C'est une chose assez rare : le côté "non-écrémé" du montage produit des effets ambivalents, puisque si dans un premier temps il rend le visionnage éprouvant pour le commun des mortels n'étant pas familier ou pas particulièrement intéressé par une telle répétition d'exercices, il renforce au fil du temps le caractère intense de la préparation qui peut ne pas être directement visible lors d'un spectacle le jour J. Sans parler de tous les préparatifs techniques ayant trait aux costumes et aux maquillages, la recherche du mouvement parfait, position des bras, vitesse d'exécution, port de tête, battement des pieds, interaction avec le partenaire, devient presque intelligible. Un travail de titan pour transformer des corps a priori pas adaptés pour ce type de performances, des corps qu'on muscle, qu'on assouplit et qu'on coordonne, pour former un chœur uni et une expression artistique si singulière.

Il y a malgré tout beaucoup de surplus, et on pense en premier lieu à toutes les séquences de détente lorsque la troupe est en tournée en Europe.

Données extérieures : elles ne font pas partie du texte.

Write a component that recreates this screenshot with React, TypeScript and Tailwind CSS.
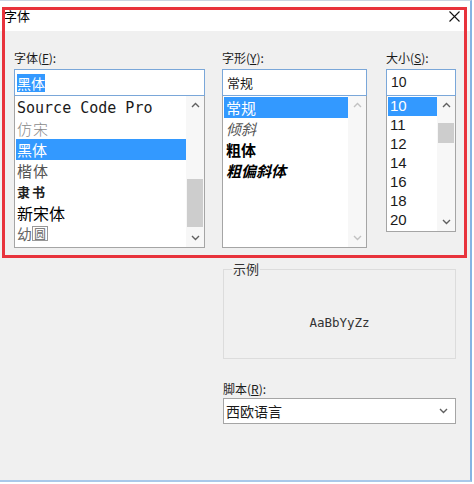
import React from "react";

const cjk = "font-['Noto_Sans_CJK_SC','Noto_Sans',sans-serif]";

const Chevron = ({ up, light }: { up?: boolean; light?: boolean }) => (
  <svg width="9" height="6" viewBox="0 0 9 6" className={up ? "rotate-180" : ""}>
    <path d="M1 1 L4.5 4.5 L8 1" fill="none" stroke={light ? "#c2c2c2" : "#606060"} strokeWidth="1.4" />
  </svg>
);

const Scrollbar = ({ thumbTop, thumbH, light }: { thumbTop?: number; thumbH?: number; light?: boolean }) => (
  <div className="flex flex-col w-[18px] bg-[#f7f7f7]">
    <div className="h-[18px] flex items-center justify-center">
      <Chevron up light={light} />
    </div>
    <div className="flex-1 px-[1px]">
      {thumbH ? <div className="bg-[#cdcdcd]" style={{ marginTop: thumbTop, height: thumbH }} /> : null}
    </div>
    <div className="h-[18px] flex items-center justify-center">
      <Chevron light={light} />
    </div>
  </div>
);

const Label = ({ text, k }: { text: string; k: string }) => (
  <div className={`h-[19px] text-[12px] leading-[15px] text-[#1a1a1a] ${cjk}`}>
    {text}(<span className="underline">{k}</span>):
  </div>
);

const Input = ({ children }: { children: React.ReactNode }) => (
  <div className="h-[27px] border border-[#7aa7d9] bg-white flex items-center px-[2px]">{children}</div>
);

const row = "h-[21px] leading-[20px] flex items-center overflow-hidden";

export default function App() {
  return (
    <div className="relative w-[474px] h-[484px] bg-white overflow-hidden">
      <div className="w-[472px] h-[482px] bg-[#f0f0f0] border-t border-[#c9d6e4] border-r-2 border-b-2 border-r-[#86b4e3] border-b-[#a9c8ea] flex flex-col">
        {/* title bar */}
        <div className="h-[30px] bg-white flex items-center justify-between pl-[4px] pr-[10px]">
          <span className={`text-[13px] text-black ${cjk}`}>字体</span>
          <svg width="11" height="11" viewBox="0 0 11 11">
            <path d="M0.5 0.5 L10.5 10.5 M10.5 0.5 L0.5 10.5" stroke="#111" strokeWidth="1.1" />
          </svg>
        </div>

        {/* selectors */}
        <div className="flex pl-[14px] pt-[19px]">
          <div className="w-[191px] flex flex-col">
            <Label text="字体" k="F" />
            <Input>
              <span className={`text-[14px] leading-[18px] bg-[#3399ff] text-white ${cjk}`}>黑体</span>
            </Input>
            <div className="h-[152px] border border-t-0 border-[#a5a5a5] bg-white flex">
              <div className="flex-1 pt-[1px] pl-[1px] flex flex-col">
                <div className={`${row} pl-[1px] text-[15px] text-[#1a1a1a] font-['DejaVu_Sans_Mono',monospace]`}>
                  Source Code Pro
                </div>
                <div className={`${row} pl-[1px] text-[15px] text-[#8a8a8a] tracking-[1px] font-light ${cjk}`}>仿宋</div>
                <div className={`${row} pl-[1px] text-[15px] text-white bg-[#3399ff] ${cjk}`}>黑体</div>
                <div className={`${row} pl-[1px] text-[15px] text-[#555] tracking-[1px] ${cjk}`}>楷体</div>
                <div className={`${row} pl-[1px] text-[13px] font-bold text-[#222] tracking-[2px] ${cjk}`}>隶书</div>
                <div className={`${row} pl-[1px] text-[16px] text-black ${cjk}`}>新宋体</div>
                <div className={`${row} pl-[1px] text-[15px] text-[#666] ${cjk}`}>
                  幼<span className="border border-[#999] leading-[13px] text-[12px] px-[1px]">圆</span>
                </div>
              </div>
              <Scrollbar thumbTop={65} thumbH={48} />
            </div>
          </div>

          <div className="w-[145px] ml-[17px] flex flex-col">
            <Label text="字形" k="Y" />
            <Input>
              <span className={`text-[13px] text-[#1a1a1a] pl-[2px] ${cjk}`}>常规</span>
            </Input>
            <div className="h-[152px] border border-t-0 border-[#a5a5a5] bg-white flex">
              <div className="flex-1 pt-[1px] pl-[1px] flex flex-col">
                <div className={`${row} pl-[2px] text-[15px] text-white bg-[#3399ff] ${cjk}`}>常规</div>
                <div className={`${row} pl-[2px] text-[15px] italic text-[#555] ${cjk}`}>倾斜</div>
                <div className={`${row} pl-[2px] text-[15px] font-bold text-black ${cjk}`}>粗体</div>
                <div className={`${row} pl-[2px] text-[15px] font-bold italic text-black ${cjk}`}>粗偏斜体</div>
              </div>
              <Scrollbar light />
            </div>
          </div>

          <div className="w-[70px] ml-[19px] flex flex-col">
            <Label text="大小" k="S" />
            <Input>
              <span className="text-[14px] text-[#1a1a1a] pl-[2px] font-['Liberation_Sans',sans-serif]">10</span>
            </Input>
            <div className="h-[136px] border border-t-0 border-[#a5a5a5] bg-white flex">
              <div className="flex-1 pt-[1px] pl-[1px] flex flex-col text-[15px] text-[#1a1a1a] font-['Liberation_Sans',sans-serif]">
                {["10", "11", "12", "14", "16", "18", "20"].map((s, i) => (
                  <div
                    key={s}
                    className={`h-[19px] flex items-center pl-[2px] ${i === 0 ? "bg-[#3399ff] text-white" : ""}`}
                  >
                    {s}
                  </div>
                ))}
              </div>
              <Scrollbar thumbTop={9} thumbH={20} />
            </div>
          </div>
        </div>

        {/* sample + script */}
        <div className="ml-[223px] w-[233px] mt-[21px] flex flex-col">
          <div className="relative h-[90px] border border-[#dcdcdc] flex items-center justify-center">
            <span className={`absolute -top-[9px] left-[8px] px-[1px] bg-[#f0f0f0] text-[13px] leading-[16px] text-[#333] ${cjk}`}>
              示例
            </span>
            <span className="text-[12.5px] text-[#333] font-['DejaVu_Sans_Mono',monospace] pt-[18px]">AaBbYyZz</span>
          </div>
          <div className="mt-[17px] h-[22px]">
            <span className={`text-[12px] leading-[14px] text-[#1a1a1a] ${cjk}`}>
              脚本(<span className="underline">R</span>):
            </span>
          </div>
          <div className="h-[26px] border border-[#a5a5a5] bg-white flex items-center justify-between pl-[2px] pr-[7px]">
            <span className={`text-[14px] text-[#1a1a1a] ${cjk}`}>西欧语言</span>
            <Chevron />
          </div>
        </div>
      </div>

      {/* red annotation frame */}
      <div className="absolute left-[2px] top-[7px] w-[465px] h-[251px] border-[3px] border-[#e8333c] pointer-events-none" />
    </div>
  );
}
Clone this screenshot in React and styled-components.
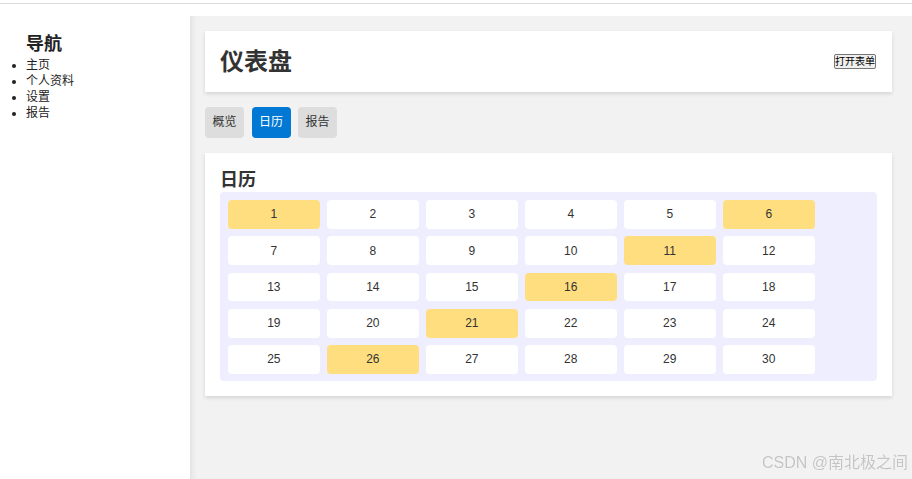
import React, { useState } from 'react';
import styled, { createGlobalStyle } from 'styled-components';

const GlobalStyle = createGlobalStyle`
    html, body {
        margin: 0;
        padding: 0;
        background: #fff;
        font-family: "Liberation Sans", Arial, "Noto Sans CJK SC", sans-serif;
        color: #333;
    }
`;

const TopLine = styled.div`
    height: 3px;
    border-bottom: 1px solid #dcdcdc;
`;

const Layout = styled.div`
    display: flex;
    min-height: calc(100vh - 4px);
`;

const Sidebar = styled.nav`
    width: 190px;
    flex-shrink: 0;
    padding: 29px 0 0 26px;
    box-sizing: border-box;
    background: #fff;
`;

const NavTitle = styled.h2`
    margin: 0 0 2px 0;
    font-size: 18px;
    line-height: 22px;
    font-weight: bold;
    color: #222;
`;

const NavList = styled.ul`
    margin: 0;
    padding: 0;
    font-size: 12px;
    color: #222;

    li {
        height: 16px;
        line-height: 16px;
    }
`;

const Main = styled.main`
    flex: 1;
    margin-top: 12px;
    padding: 15px 20px 15px 15px;
    background: #f2f2f2;
    box-shadow: inset 6px 0 6px -4px rgba(0, 0, 0, 0.08);
    display: flex;
    flex-direction: column;
    gap: 15px;
`;

const Card = styled.section`
    background: #fff;
    padding: 15px;
    box-shadow: 0 2px 4px rgba(0, 0, 0, 0.12);
`;

const Header = styled(Card)`
    display: flex;
    justify-content: space-between;
    align-items: center;
`;

const Title = styled.h1`
    margin: 0;
    font-size: 24px;
    line-height: 31px;
    font-weight: bold;
    color: #333;
`;

const FormButton = styled.button`
    font-family: inherit;
    font-size: 10px;
    height: 15px;
    line-height: 13px;
    padding: 0;
    margin: 0 1px 0 0;
    border: 1px solid #767676;
    border-radius: 2px;
    background: #efefef;
    color: #000;
`;

const Tabs = styled.div`
    display: flex;
    gap: 7.5px;
`;

const Tab = styled.button`
    font-family: inherit;
    font-size: 12px;
    line-height: 15px;
    padding: 8px 7.5px;
    border: none;
    border-radius: 4px;
    background: ${p => (p.active ? '#0078d4' : '#dddddd')};
    color: ${p => (p.active ? '#fff' : '#333')};
    cursor: pointer;
`;

const SubTitle = styled.h3`
    margin: 0;
    font-size: 18px;
    line-height: 24px;
    font-weight: bold;
    color: #333;
`;

const Grid = styled.div`
    display: grid;
    grid-template-columns: repeat(6, 91.7px);
    grid-auto-rows: 28.7px;
    column-gap: 7.3px;
    row-gap: 7.6px;
    padding: 8px 8px 7px 8px;
    background: #eeeeff;
    border-radius: 4px;
`;

const Day = styled.div`
    display: flex;
    align-items: center;
    justify-content: center;
    font-size: 12px;
    color: #333;
    border-radius: 4px;
    background: ${p => (p.marked ? '#ffde7f' : '#fff')};
`;

const Watermark = styled.div`
    position: fixed;
    right: 4px;
    bottom: 6px;
    font-size: 16px;
    color: #c4c4c4;
    text-shadow: 0 0 1px #fff;
    pointer-events: none;
`;

const tabs = ['概览', '日历', '报告'];
const days = Array.from({ length: 30 }, (_, i) => i + 1);

function App() {
    const [tab, setTab] = useState('日历');

    return (
        <>
            <GlobalStyle />
            <TopLine />
            <Layout>
                <Sidebar>
                    <NavTitle>导航</NavTitle>
                    <NavList>
                        <li>主页</li>
                        <li>个人资料</li>
                        <li>设置</li>
                        <li>报告</li>
                    </NavList>
                </Sidebar>
                <Main>
                    <Header>
                        <Title>仪表盘</Title>
                        <FormButton>打开表单</FormButton>
                    </Header>
                    <Tabs>
                        {tabs.map(t => (
                            <Tab key={t} active={t === tab} onClick={() => setTab(t)}>
                                {t}
                            </Tab>
                        ))}
                    </Tabs>
                    <Card>
                        <SubTitle>日历</SubTitle>
                        <Grid>
                            {days.map(d => (
                                <Day key={d} marked={d % 5 === 1}>
                                    {d}
                                </Day>
                            ))}
                        </Grid>
                    </Card>
                </Main>
            </Layout>
            <Watermark>CSDN @南北极之间</Watermark>
        </>
    );
}

export default App;
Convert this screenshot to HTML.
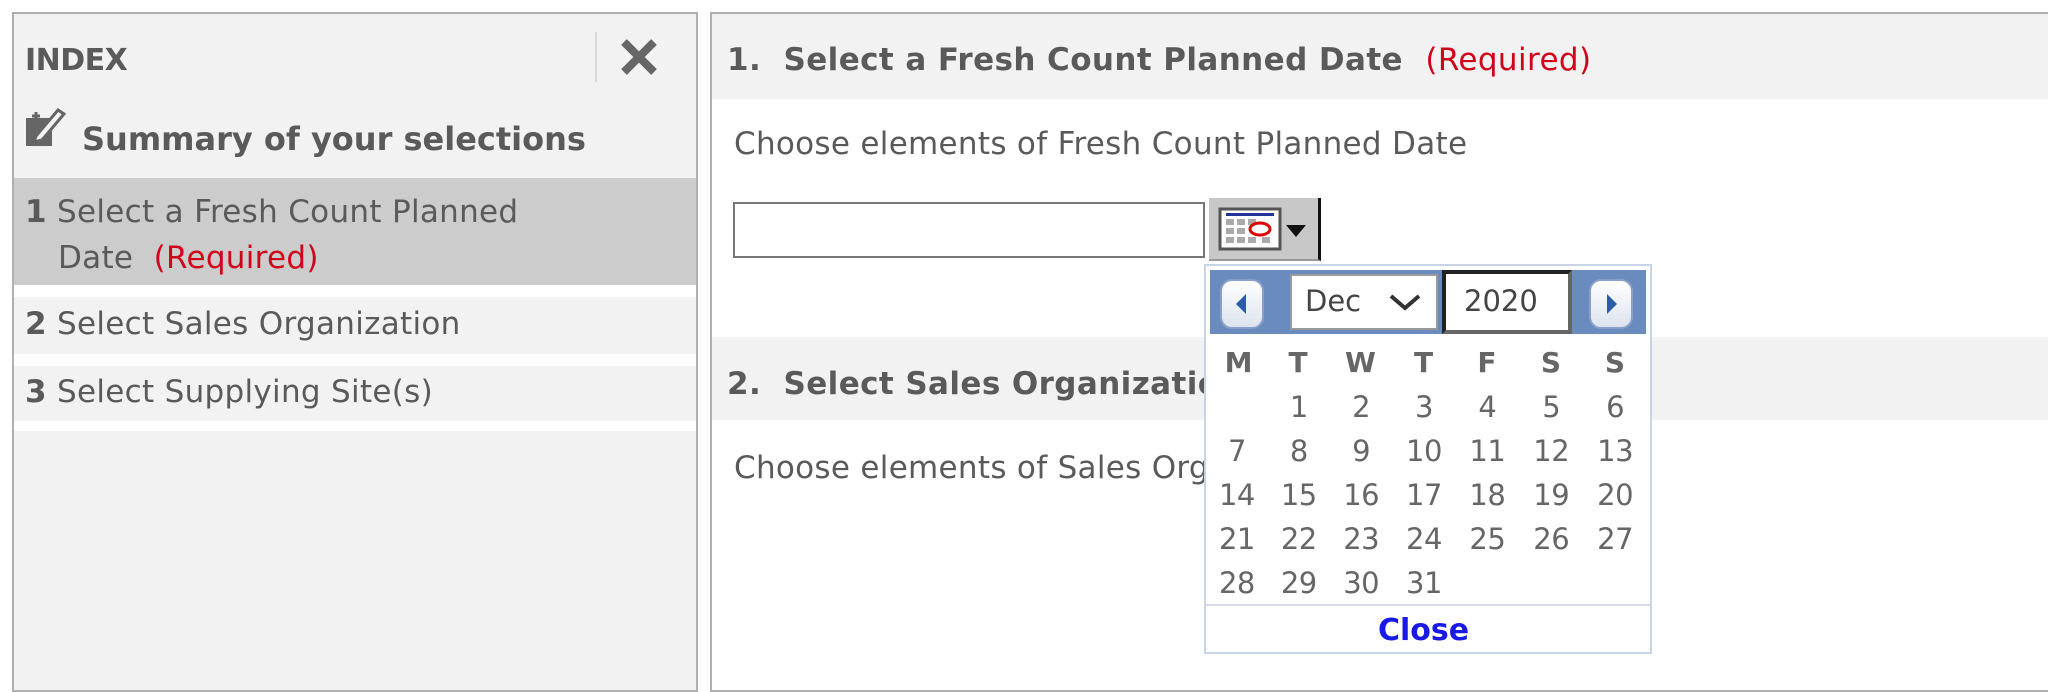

On comprend la respiration recherchée par Wiseman au montage après deux heures de travail acharné, mais il reste beaucoup trop de gras dans ces scènes à la plage ou dans des jardins, qui transpirent l'insignifiance sur une durée bien trop importante. On peut regretter aussi la place si réduite laissée en dernière intention au ballet à proprement parler, qui laisse au final assez peu de temps pour connecter les deux parties du documentaire. On voit très peu de ce qu'on a scruté lors des préparatifs dans le résultat final, étonnamment. Ce qui marquera le plus fortement, c'est l'endurance titanesque requise pour construire un tel acte, que l'on ne peut que constater, en totale immersion.